Documentation
Thomas-Bernard Kenniff
Professeur à l’École de design de l’UQAM
« Qu’entendons-nous en effet par documents, sinon une « trace », c’est-à-dire la marque perceptible aux sens qu’a laissée un phénomène en lui-même impossible à saisir? »[1]
De l’obsession
La documentation relève de l’obsession : l’obsession pour un sujet dans tous ses détails et par une répétition métronomique : point par point, ligne par ligne, photo par photo, artefact par artefact, étiquette par étiquette, note par note, minute par minute, heure par heure, jour après jour, année après année… jusqu’à l’épuisement du sujet et/ou l’épuisement de soi-même. La tâche documentaire révèle une obsession pour la filature ; suivre les traces laissées par le sujet afin de le reconstituer et de le rendre sensible, ainsi qu’une obsession pour l’inscription, ou laisser de nouvelles traces qui façonnent notre manière de voir et de composer la réalité. Cette double trajectoire devrait nous intéresser lorsque nous considérons le lien entre documentation, ville et conception, car elle crée un parallèle au lien entre dessin d’observation et design, ou, autrement dit, entre inventaire et invention.
Deux trajectoires
La tâche obsessionnelle documentaire se développe donc sur deux trajectoires interreliées. La première poursuit la révélation. Elle cherche à rendre sensible ce qui ne l’est pas, ou l’est avec effort, à diriger le regard vers l’inconnu en passant par l’observable : les « marques perceptibles » de Marc Bloch. L’action est dirigée vers une réalité existante à mettre en commun : le désir de connaître et faire connaître, de comprendre et faire comprendre, d’expliquer et d’enseigner, tout en établissant les preuves, par l’action documentaire, de ce qui devient les bases du savoir. Le Livre des passages de Walter Benjamin peut servir de modèle au basculement de la révélation vers l’inscription. L’œuvre, dans sa présentation posthume, trace un mouvement partant de la documentation révélatrice vers la documentation en tant que position critique.[2] Les notes documentaires de Benjamin sont les témoins d’une époque et d’un lieu, Paris du XIXe siècle, sur lesquels ils agissent mais aussi par lesquels nous reconstituons la ville elle-même. La forme du projet amène à réfléchir sur l’instrument documentaire et son rôle dans l’invention de la ville. Documenter revient ainsi à rendre compte de la capacité d’action de toutes choses sur notre environnement et à agencer celles-ci de nouveau. Si la première trajectoire documentaire poursuivait la révélation d’un terrain, la seconde projette les nouvelles formes de ce terrain. La documentation est alors propositionnelle, dirigée vers une réalité souhaitée, transformée ou potentielle. Elle devient conception, action par laquelle le désir de transformation du sujet observé est pleinement assumé. C’est par cette deuxième trajectoire que le sens politique de la documentation se dévoile. Car, tout comme les associations de Bruno Latour, suivre les traces documentaires ne suffit pas, celles-ci « doivent aussi être composées afin de dessiner un monde commun »[3].
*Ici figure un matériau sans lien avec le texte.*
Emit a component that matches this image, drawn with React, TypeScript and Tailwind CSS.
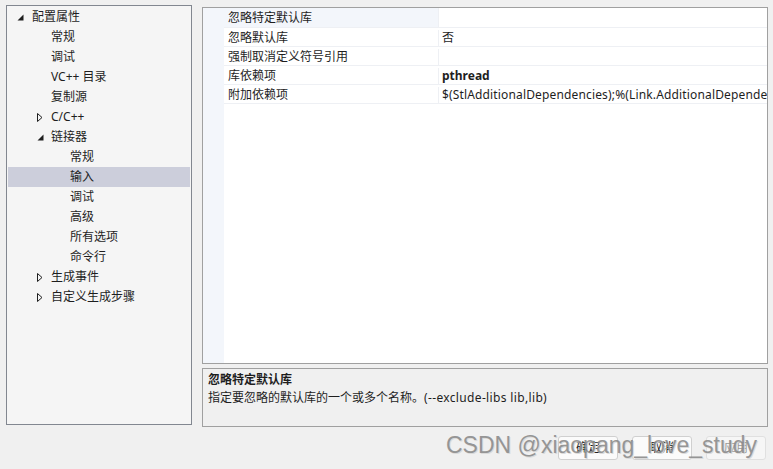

Faire inventaire et inventer
En suivant ces deux trajectoires, documenter est à la fois un pas vers une « rectification de la mémoire commune »[4] et la proposition d’un sens et d’un monde communs renouvelés. Voir ces deux trajectoires comme indissociables définit la documentation de la ville en tant que projet politique et, plus à propos, en tant que projet de design.
[1] Marc Bloch, Apologie pour l’histoire ou Métier d’historien, Paris : Armand Colin, 1974, p. 56.
[2] Voir à cet égard la critique de Susan Buck-Morss, The Dialectics of Seeing: Walter Benjamin and the Arcades Project, Cambridge, MA: MIT Press, 1989.
[3] Bruno Latour, Changer de société - Refaire de la sociologie, Paris : La Découverte, 2007, p. 374.
[4] Paul Ricoeur, Le temps raconté, Temps et récit t.3, Paris : Seuil, 1985, p. 175.